A funding disruption often creates staffing pressure. Staffing shortages then affect program continuity and service delivery. Increased community need places additional strain on already exhausted teams. Meanwhile, leadership is still expected to keep the organization moving forward.
That level of competing pressure can quickly push organizations into reactive decision-making. Over time, operating in permanent emergency mode becomes the norm, leaving little space for strategic thinking, recovery, or long-term sustainability.
But organizations that remain in chronic urgency eventually lose the operational clarity required to sustain impact.
When unexpected news hits, nonprofit leaders often feel immediate pressure to act quickly. A grant may be delayed. A major donor may pause giving. New legislation may affect programming. Community demand may suddenly spike.

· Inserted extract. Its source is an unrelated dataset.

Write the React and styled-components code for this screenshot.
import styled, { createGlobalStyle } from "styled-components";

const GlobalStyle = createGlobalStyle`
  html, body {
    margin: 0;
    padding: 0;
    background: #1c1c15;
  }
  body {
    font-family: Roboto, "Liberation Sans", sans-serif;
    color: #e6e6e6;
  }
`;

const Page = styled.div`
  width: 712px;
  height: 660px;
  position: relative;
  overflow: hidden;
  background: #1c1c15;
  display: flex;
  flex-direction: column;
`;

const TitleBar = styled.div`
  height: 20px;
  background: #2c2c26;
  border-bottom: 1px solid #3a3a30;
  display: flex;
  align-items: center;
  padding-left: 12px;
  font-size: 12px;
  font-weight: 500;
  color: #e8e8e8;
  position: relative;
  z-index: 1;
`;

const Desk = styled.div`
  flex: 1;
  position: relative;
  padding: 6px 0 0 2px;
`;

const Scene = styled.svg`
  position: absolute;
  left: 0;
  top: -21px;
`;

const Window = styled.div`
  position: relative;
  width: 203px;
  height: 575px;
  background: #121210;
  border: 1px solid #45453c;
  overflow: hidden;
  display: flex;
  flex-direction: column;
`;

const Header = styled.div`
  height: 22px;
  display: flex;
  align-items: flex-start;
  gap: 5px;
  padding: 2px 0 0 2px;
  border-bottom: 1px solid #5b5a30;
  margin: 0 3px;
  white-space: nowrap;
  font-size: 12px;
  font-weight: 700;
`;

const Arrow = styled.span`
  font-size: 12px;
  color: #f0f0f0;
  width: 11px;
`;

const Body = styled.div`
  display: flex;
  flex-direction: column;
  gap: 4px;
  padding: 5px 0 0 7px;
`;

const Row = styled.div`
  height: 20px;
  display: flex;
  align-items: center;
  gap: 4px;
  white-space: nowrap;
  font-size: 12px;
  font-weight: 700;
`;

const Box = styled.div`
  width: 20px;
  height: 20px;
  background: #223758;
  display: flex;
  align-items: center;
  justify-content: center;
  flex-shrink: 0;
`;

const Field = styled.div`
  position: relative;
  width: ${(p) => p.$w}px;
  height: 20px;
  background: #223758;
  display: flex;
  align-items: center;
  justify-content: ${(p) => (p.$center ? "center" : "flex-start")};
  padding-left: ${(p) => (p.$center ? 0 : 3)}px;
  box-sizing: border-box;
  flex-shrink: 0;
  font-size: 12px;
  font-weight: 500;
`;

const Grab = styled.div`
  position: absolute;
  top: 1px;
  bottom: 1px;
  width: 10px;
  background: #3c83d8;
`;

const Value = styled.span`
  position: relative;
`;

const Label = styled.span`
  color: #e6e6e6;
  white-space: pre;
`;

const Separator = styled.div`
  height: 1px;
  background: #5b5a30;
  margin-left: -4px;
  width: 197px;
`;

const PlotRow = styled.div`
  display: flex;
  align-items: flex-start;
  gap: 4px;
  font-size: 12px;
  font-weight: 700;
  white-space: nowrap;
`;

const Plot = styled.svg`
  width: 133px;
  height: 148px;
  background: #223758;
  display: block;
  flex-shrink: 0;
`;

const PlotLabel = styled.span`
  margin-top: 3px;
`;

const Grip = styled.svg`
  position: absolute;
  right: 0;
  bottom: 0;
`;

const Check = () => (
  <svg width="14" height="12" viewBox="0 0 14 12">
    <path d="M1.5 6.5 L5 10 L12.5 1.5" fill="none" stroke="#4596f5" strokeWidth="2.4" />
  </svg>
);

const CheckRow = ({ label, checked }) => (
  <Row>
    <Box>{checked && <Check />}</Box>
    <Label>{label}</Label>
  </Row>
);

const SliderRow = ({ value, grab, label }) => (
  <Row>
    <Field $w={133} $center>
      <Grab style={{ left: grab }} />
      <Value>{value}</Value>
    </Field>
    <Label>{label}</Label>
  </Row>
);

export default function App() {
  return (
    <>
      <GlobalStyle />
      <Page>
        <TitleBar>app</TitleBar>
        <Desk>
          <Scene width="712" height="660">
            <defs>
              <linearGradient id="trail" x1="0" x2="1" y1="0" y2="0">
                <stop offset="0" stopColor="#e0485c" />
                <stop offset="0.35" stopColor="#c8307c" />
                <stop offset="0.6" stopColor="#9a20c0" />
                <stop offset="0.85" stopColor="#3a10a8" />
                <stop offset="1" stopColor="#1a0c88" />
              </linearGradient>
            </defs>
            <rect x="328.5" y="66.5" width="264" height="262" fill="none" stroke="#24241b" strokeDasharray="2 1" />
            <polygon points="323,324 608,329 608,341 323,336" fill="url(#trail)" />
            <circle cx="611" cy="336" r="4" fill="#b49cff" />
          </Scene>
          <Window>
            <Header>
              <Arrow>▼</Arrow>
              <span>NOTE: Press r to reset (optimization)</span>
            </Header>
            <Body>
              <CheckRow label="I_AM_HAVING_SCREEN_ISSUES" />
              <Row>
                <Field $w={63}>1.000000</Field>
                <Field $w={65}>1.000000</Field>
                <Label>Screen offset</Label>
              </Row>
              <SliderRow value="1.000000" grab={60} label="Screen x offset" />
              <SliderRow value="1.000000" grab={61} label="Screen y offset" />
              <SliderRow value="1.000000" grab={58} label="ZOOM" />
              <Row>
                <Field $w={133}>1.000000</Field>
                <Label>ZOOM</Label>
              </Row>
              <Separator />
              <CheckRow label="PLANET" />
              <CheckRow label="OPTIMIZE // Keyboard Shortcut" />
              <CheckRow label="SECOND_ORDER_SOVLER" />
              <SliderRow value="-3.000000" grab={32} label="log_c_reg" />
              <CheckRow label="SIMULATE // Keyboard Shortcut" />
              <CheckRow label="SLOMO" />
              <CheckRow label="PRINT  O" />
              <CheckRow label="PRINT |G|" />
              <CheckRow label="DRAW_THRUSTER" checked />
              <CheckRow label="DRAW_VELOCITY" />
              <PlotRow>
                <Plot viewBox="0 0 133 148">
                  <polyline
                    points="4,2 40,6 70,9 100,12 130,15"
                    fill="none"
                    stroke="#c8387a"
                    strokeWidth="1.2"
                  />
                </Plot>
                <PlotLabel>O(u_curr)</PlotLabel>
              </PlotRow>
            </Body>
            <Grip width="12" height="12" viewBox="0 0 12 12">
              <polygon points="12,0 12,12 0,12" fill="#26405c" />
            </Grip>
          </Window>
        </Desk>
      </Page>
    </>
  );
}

The instinct is often to react immediately by freezing spending, restructuring programs, changing staffing plans, or announcing organizational shifts before all the information is fully understood.
Not every alarming update deserves an immediate organizational reaction. One of the most valuable crisis leadership skills is creating a pause between hearing information and reacting to it. Before making major decisions, effective leaders take time to determine whether the issue is confirmed or still developing, what information may still be missing, and whether the situation is truly urgent or emotionally charged.

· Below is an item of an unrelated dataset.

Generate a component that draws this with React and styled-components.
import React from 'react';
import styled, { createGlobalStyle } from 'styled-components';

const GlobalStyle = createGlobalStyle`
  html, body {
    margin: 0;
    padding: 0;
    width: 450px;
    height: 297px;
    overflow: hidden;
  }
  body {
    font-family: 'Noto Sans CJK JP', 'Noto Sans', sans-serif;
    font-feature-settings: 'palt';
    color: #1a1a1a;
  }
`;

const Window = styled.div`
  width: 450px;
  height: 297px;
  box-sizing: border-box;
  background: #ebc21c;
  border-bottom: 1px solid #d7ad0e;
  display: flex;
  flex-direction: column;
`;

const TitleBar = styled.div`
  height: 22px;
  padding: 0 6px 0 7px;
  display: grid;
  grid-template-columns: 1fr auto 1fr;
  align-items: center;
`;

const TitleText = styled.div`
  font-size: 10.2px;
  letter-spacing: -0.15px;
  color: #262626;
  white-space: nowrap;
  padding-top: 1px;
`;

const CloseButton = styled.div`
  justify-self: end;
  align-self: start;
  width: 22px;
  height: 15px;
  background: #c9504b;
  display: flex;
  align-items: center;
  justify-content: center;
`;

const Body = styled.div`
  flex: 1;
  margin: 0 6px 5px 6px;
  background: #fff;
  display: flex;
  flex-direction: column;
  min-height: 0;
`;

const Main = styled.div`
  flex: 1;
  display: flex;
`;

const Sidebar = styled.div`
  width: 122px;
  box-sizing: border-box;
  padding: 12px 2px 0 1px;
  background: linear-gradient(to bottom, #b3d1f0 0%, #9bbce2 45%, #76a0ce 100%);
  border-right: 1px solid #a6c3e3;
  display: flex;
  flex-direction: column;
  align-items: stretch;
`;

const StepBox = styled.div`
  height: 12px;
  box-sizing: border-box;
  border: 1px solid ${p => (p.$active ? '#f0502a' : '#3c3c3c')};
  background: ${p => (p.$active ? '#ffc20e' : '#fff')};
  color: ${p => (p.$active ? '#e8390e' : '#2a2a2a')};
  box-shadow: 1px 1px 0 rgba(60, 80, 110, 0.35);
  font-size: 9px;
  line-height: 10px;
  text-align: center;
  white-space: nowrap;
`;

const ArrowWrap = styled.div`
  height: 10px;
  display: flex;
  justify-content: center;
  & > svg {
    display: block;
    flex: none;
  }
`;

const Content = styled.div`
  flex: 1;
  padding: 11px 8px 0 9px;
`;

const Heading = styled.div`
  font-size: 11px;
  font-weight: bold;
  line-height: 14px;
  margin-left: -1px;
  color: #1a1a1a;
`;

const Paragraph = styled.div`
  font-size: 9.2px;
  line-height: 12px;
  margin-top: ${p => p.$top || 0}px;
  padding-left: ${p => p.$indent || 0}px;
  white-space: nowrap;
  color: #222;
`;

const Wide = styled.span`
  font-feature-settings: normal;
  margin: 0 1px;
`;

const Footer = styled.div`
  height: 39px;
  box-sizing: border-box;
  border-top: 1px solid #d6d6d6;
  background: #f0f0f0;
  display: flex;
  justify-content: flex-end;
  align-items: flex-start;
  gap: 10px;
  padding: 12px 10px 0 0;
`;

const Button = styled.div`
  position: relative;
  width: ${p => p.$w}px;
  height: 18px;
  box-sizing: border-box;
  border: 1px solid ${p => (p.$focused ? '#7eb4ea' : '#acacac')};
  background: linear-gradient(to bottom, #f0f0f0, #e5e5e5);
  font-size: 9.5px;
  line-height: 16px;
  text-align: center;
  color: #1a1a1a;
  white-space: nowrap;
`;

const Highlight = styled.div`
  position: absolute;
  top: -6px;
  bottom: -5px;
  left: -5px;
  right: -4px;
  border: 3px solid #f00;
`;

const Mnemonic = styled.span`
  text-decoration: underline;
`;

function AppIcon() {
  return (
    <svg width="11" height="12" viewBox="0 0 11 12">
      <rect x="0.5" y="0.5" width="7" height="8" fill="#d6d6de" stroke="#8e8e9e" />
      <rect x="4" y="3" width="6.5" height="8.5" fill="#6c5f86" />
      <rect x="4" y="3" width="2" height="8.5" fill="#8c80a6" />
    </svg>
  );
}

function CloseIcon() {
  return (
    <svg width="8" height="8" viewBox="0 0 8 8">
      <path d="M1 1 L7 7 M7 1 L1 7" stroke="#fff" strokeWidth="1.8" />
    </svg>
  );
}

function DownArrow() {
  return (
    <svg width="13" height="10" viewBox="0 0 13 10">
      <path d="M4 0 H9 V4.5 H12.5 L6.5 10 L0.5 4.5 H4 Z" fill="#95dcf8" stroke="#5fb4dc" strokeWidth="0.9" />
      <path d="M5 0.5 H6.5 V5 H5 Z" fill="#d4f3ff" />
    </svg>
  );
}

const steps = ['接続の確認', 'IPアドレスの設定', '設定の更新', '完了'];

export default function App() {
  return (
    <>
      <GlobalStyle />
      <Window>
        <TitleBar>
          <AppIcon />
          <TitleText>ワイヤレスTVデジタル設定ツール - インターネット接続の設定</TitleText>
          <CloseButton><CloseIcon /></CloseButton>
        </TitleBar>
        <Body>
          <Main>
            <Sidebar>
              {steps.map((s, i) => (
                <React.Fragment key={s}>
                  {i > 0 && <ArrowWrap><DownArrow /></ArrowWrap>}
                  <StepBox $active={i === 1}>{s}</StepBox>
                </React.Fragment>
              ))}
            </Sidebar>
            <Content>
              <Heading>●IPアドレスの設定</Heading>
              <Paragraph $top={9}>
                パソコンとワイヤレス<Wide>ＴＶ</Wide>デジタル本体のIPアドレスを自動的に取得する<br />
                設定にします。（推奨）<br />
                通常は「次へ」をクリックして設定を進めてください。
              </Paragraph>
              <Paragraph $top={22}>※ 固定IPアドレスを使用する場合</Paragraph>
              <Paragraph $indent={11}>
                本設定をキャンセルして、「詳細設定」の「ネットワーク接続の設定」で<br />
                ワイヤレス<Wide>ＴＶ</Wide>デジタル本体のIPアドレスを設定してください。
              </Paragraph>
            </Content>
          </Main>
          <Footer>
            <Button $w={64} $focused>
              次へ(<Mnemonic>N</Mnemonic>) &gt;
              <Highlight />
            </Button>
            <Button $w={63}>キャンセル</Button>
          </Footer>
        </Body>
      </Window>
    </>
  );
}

A nonprofit executive director facing a sudden grant freeze, for example, may feel pressure to reduce staff hours or scale back services immediately. Leaders who pause long enough to evaluate unrestricted funding, partnership opportunities, temporary operational adjustments, or reserve capacity often avoid making fear-based decisions that damage long-term organizational stability.
Sometimes the most stabilizing thing a nonprofit leader can say is: “We’re assessing this carefully before making changes.” That sentence communicates steadiness, thoughtfulness, and emotional control, all of which reduce anxiety across the organization.

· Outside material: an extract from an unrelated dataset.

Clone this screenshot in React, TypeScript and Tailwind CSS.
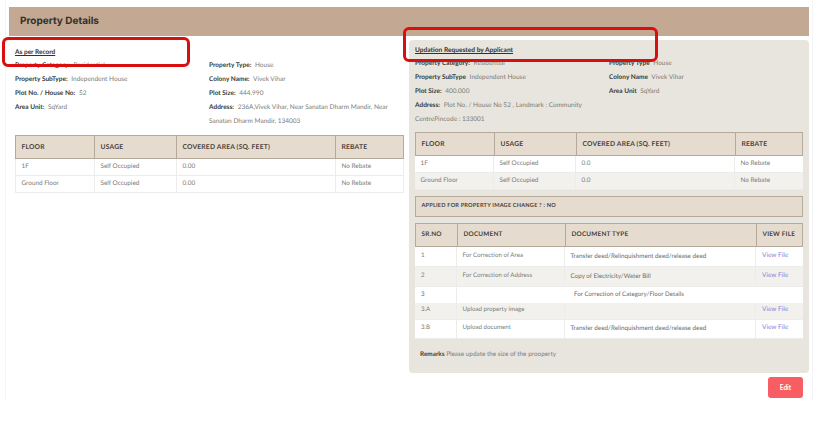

Transparent Communication Matters More Than Perfect Answers
Many nonprofit leaders try to shield staff from uncertainty to protect morale. Unfortunately, this often creates the opposite effect.
When employees sense instability, but leadership communicates only vague optimism, people begin filling in the blanks themselves, usually with worse-case assumptions.
Transparent communication builds trust far more effectively than forced positivity.
This doesn’t mean leaders need to share every financial concern or operational fear in real time. It means communicating honestly about what is known, what is still uncertain, what decisions are being evaluated, and how leadership will communicate moving forward. Staff can handle difficult news surprisingly well when communication is consistent, and leadership remains emotionally steady. What employees struggle with most is unpredictability paired with silence.
When nonprofit leaders communicate calmly and consistently during periods of instability, staff anxiety decreases, and organizational trust improves. That trust becomes especially important during periods of funding disruption, staffing transitions, or programmatic change.
Nonprofit boards also play an important role in reinforcing stability. Leaders who maintain transparent communication with board members are often better positioned to make thoughtful financial and operational decisions without creating unnecessary organizational panic.
How Nonprofit Leaders Can Create Stability During Uncertainty
During prolonged instability, motivational speeches only go so far. What people actually crave is predictability.
In uncertain nonprofit environments, staff are constantly scanning for signs of danger. Employees quietly wonder whether layoffs are coming, whether workloads will continue increasing, whether programs are at risk, or whether leadership is withholding information. Leaders often underestimate the emotional energy employees spend interpreting organizational signals.
You can reduce that anxiety by increasing operational consistency. This may mean establishing a dependable communication rhythm, simplifying organizational priorities, reducing unnecessary meetings, clarifying decision-making timelines, or temporarily pausing lower-priority initiatives. These actions may seem simple, but during periods of instability, they create a sense of steadiness.
One of the smartest things nonprofit leaders can do during a crisis is to narrow their focus. Many organizations try to maintain every program, partnership, strategic initiative, and fundraising effort at full intensity even while resources are strained. This approach often creates organizational exhaustion rather than stability.
Instead, leadership teams should ask: “What absolutely must succeed over the next 90 days?” and then protect those priorities relentlessly. Everything else can be deferred, simplified, paused, or redesigned. Crisis leadership is often less about doing more than about deciding what no longer needs to be done.
Rethinking Success During Nonprofit Crisis
During stable periods, leadership success is often measured through growth. Organizations focus on expanding programs, increasing fundraising, launching initiatives, scaling services, and building long-term strategic plans.
But during periods of disruption, excellent leadership may look very different.
Sometimes success means retaining key staff, maintaining core services, preserving donor confidence, protecting organizational culture, or preventing burnout from spreading across teams.
Many nonprofit leaders feel like they are failing simply because they are no longer operating at growth speed.
In reality, stabilization itself is leadership. Protecting mission sustainability during uncertain times is not a lesser form of leadership; it is some of the most important leadership work nonprofit executives will ever do.
Nonprofit leadership during a crisis is emotionally demanding in ways few people outside the sector fully understand. Leaders are balancing mission delivery, community trust, donor relationships, staff wellbeing, operational realities, and financial instability simultaneously.
There is no perfect formula for navigating uncertainty. But the nonprofit leaders who sustain both their organizations and themselves tend to practice the same core disciplines: they pause before reacting, simplify before expanding, communicate consistently, and protect their own capacity alongside everyone else’s.
In nonprofit leadership, stability is not created by pretending uncertainty does not exist. It is created by helping people move through uncertainty without losing trust, purpose, or each other.